=== Entries with page source code ===
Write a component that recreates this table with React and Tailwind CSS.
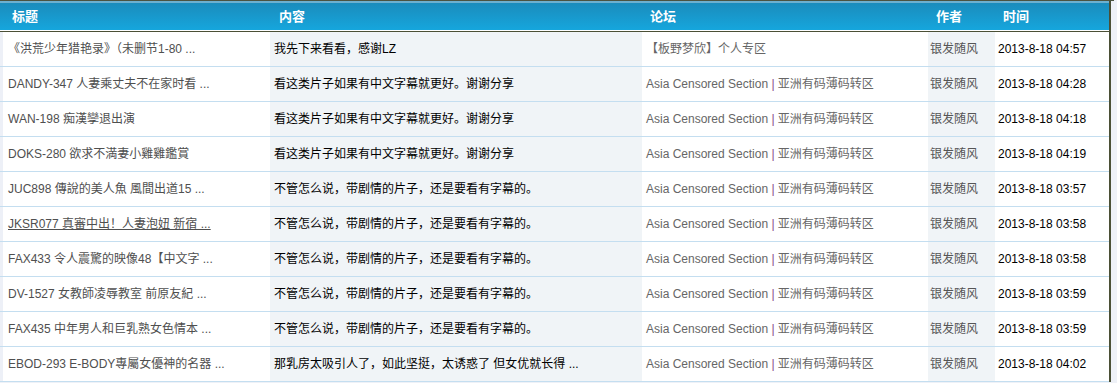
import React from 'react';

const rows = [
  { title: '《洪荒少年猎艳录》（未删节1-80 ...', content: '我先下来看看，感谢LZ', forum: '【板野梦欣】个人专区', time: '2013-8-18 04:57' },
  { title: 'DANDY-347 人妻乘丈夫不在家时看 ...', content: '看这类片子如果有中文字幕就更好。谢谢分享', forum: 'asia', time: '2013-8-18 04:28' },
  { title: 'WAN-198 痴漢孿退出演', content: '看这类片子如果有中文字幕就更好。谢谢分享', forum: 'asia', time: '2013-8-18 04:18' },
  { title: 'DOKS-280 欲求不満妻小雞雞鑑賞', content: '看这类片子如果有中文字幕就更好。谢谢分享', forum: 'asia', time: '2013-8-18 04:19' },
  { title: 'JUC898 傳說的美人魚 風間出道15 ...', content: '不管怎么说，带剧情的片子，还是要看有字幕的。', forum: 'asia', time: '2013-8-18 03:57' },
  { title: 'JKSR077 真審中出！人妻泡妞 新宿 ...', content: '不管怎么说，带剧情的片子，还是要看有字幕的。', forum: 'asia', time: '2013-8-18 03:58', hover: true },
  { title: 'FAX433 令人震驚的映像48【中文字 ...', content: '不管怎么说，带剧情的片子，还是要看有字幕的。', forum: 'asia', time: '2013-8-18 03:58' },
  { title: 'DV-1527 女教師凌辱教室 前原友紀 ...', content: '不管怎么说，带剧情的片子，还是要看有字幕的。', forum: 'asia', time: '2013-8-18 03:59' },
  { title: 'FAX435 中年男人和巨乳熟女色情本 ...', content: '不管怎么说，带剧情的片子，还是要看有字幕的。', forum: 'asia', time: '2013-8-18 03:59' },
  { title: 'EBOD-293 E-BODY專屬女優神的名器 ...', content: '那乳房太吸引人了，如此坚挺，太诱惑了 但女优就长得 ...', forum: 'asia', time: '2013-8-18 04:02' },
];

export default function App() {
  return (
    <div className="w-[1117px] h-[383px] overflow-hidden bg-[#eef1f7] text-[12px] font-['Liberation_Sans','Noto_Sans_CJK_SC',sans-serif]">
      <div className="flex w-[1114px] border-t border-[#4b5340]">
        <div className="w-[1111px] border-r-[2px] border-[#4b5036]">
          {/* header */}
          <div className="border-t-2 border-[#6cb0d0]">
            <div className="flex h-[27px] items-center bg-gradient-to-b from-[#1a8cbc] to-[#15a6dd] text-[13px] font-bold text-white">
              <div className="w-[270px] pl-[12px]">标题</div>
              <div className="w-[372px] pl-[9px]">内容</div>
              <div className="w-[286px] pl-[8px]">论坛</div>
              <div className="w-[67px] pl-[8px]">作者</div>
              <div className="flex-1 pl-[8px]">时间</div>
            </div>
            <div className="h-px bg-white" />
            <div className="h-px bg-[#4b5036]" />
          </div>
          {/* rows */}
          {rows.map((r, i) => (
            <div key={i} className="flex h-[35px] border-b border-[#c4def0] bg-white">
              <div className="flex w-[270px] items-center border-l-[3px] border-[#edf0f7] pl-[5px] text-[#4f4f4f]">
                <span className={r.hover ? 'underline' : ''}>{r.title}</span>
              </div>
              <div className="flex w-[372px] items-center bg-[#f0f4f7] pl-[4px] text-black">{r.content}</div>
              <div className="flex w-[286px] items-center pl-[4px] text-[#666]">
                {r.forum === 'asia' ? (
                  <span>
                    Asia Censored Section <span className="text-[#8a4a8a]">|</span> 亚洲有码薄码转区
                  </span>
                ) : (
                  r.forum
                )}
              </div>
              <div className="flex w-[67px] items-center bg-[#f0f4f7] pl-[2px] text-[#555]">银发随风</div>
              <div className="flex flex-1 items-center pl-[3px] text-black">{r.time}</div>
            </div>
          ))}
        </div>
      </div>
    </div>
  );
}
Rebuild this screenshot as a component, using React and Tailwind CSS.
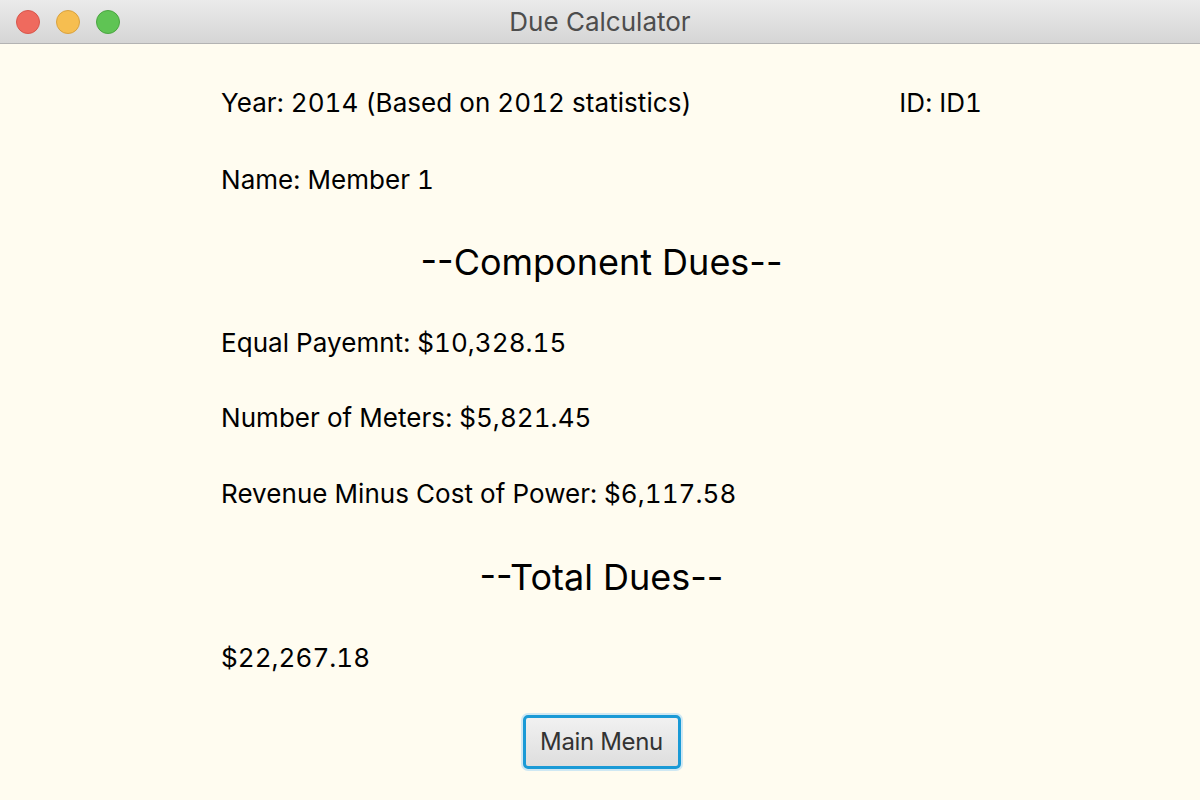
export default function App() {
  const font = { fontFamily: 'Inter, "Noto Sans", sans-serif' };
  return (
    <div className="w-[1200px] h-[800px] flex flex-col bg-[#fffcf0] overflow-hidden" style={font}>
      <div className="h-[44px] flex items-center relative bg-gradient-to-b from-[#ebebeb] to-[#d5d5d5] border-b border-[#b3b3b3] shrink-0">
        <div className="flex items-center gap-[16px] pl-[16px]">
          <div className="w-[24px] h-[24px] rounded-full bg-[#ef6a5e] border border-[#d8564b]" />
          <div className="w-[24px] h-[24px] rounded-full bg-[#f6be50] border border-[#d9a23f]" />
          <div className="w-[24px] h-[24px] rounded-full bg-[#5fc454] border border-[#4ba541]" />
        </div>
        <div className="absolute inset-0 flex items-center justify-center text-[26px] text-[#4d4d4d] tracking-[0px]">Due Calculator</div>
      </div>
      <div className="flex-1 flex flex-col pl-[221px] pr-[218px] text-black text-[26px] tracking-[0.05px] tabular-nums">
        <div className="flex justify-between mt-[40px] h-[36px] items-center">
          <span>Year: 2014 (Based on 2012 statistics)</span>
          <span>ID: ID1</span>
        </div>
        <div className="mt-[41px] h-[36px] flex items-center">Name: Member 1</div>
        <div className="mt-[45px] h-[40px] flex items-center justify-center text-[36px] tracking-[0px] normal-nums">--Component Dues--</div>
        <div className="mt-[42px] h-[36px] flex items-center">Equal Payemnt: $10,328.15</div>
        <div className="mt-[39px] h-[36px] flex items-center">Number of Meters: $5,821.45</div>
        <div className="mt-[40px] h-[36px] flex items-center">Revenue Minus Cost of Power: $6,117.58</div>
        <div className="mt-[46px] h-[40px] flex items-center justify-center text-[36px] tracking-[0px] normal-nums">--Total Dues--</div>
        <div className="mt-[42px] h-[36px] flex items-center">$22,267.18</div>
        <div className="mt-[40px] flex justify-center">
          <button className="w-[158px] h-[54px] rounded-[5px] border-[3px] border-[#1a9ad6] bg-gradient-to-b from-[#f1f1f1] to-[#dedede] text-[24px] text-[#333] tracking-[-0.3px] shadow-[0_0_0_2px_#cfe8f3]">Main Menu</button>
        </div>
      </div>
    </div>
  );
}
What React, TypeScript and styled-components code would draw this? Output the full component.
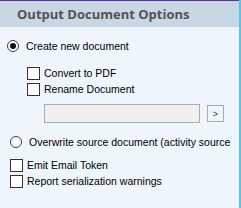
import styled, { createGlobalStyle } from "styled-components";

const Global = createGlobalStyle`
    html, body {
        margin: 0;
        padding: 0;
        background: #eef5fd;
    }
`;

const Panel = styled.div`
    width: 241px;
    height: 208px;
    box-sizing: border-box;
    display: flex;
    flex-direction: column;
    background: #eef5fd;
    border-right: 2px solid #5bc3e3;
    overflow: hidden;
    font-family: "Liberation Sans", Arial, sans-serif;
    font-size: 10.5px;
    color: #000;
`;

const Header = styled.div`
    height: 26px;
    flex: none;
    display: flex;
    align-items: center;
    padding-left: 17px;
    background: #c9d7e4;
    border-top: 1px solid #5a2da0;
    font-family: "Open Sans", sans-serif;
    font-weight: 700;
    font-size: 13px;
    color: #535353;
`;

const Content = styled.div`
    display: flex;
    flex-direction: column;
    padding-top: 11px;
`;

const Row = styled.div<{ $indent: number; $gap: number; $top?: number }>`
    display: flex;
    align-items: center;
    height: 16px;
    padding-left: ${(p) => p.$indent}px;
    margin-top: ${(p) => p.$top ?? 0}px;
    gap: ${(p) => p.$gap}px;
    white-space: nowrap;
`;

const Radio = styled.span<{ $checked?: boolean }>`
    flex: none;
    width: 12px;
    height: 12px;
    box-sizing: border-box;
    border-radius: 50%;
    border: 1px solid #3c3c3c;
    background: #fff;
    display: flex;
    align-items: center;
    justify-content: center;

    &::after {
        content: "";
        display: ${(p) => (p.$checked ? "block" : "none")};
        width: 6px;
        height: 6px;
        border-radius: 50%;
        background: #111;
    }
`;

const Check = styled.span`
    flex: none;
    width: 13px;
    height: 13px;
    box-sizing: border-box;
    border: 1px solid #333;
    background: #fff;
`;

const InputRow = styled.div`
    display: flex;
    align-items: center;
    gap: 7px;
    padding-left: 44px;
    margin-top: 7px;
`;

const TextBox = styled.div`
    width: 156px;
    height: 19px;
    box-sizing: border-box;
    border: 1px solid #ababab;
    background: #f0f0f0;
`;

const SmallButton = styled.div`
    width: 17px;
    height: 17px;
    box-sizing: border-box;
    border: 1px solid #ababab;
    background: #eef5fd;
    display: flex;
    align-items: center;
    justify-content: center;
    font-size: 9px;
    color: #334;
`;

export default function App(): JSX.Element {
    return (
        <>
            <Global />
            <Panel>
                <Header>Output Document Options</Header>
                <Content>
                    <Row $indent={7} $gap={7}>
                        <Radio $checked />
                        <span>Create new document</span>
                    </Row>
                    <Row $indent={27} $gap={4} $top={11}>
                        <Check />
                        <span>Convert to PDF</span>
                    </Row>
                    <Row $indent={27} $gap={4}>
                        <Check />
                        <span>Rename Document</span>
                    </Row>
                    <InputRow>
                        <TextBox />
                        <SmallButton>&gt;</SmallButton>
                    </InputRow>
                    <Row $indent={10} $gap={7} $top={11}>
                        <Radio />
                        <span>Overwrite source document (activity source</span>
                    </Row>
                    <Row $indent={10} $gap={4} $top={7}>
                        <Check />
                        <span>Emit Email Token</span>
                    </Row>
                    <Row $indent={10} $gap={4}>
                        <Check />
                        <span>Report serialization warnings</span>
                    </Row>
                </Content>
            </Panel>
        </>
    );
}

=== Instructions to follow ===
Copy nothing past the line containing "import React from 'react';": reproduce every line from the start of the records up to it, skipping pictures.

=== Finished answer ===
Write a component that recreates this table with React and Tailwind CSS.
import React from 'react';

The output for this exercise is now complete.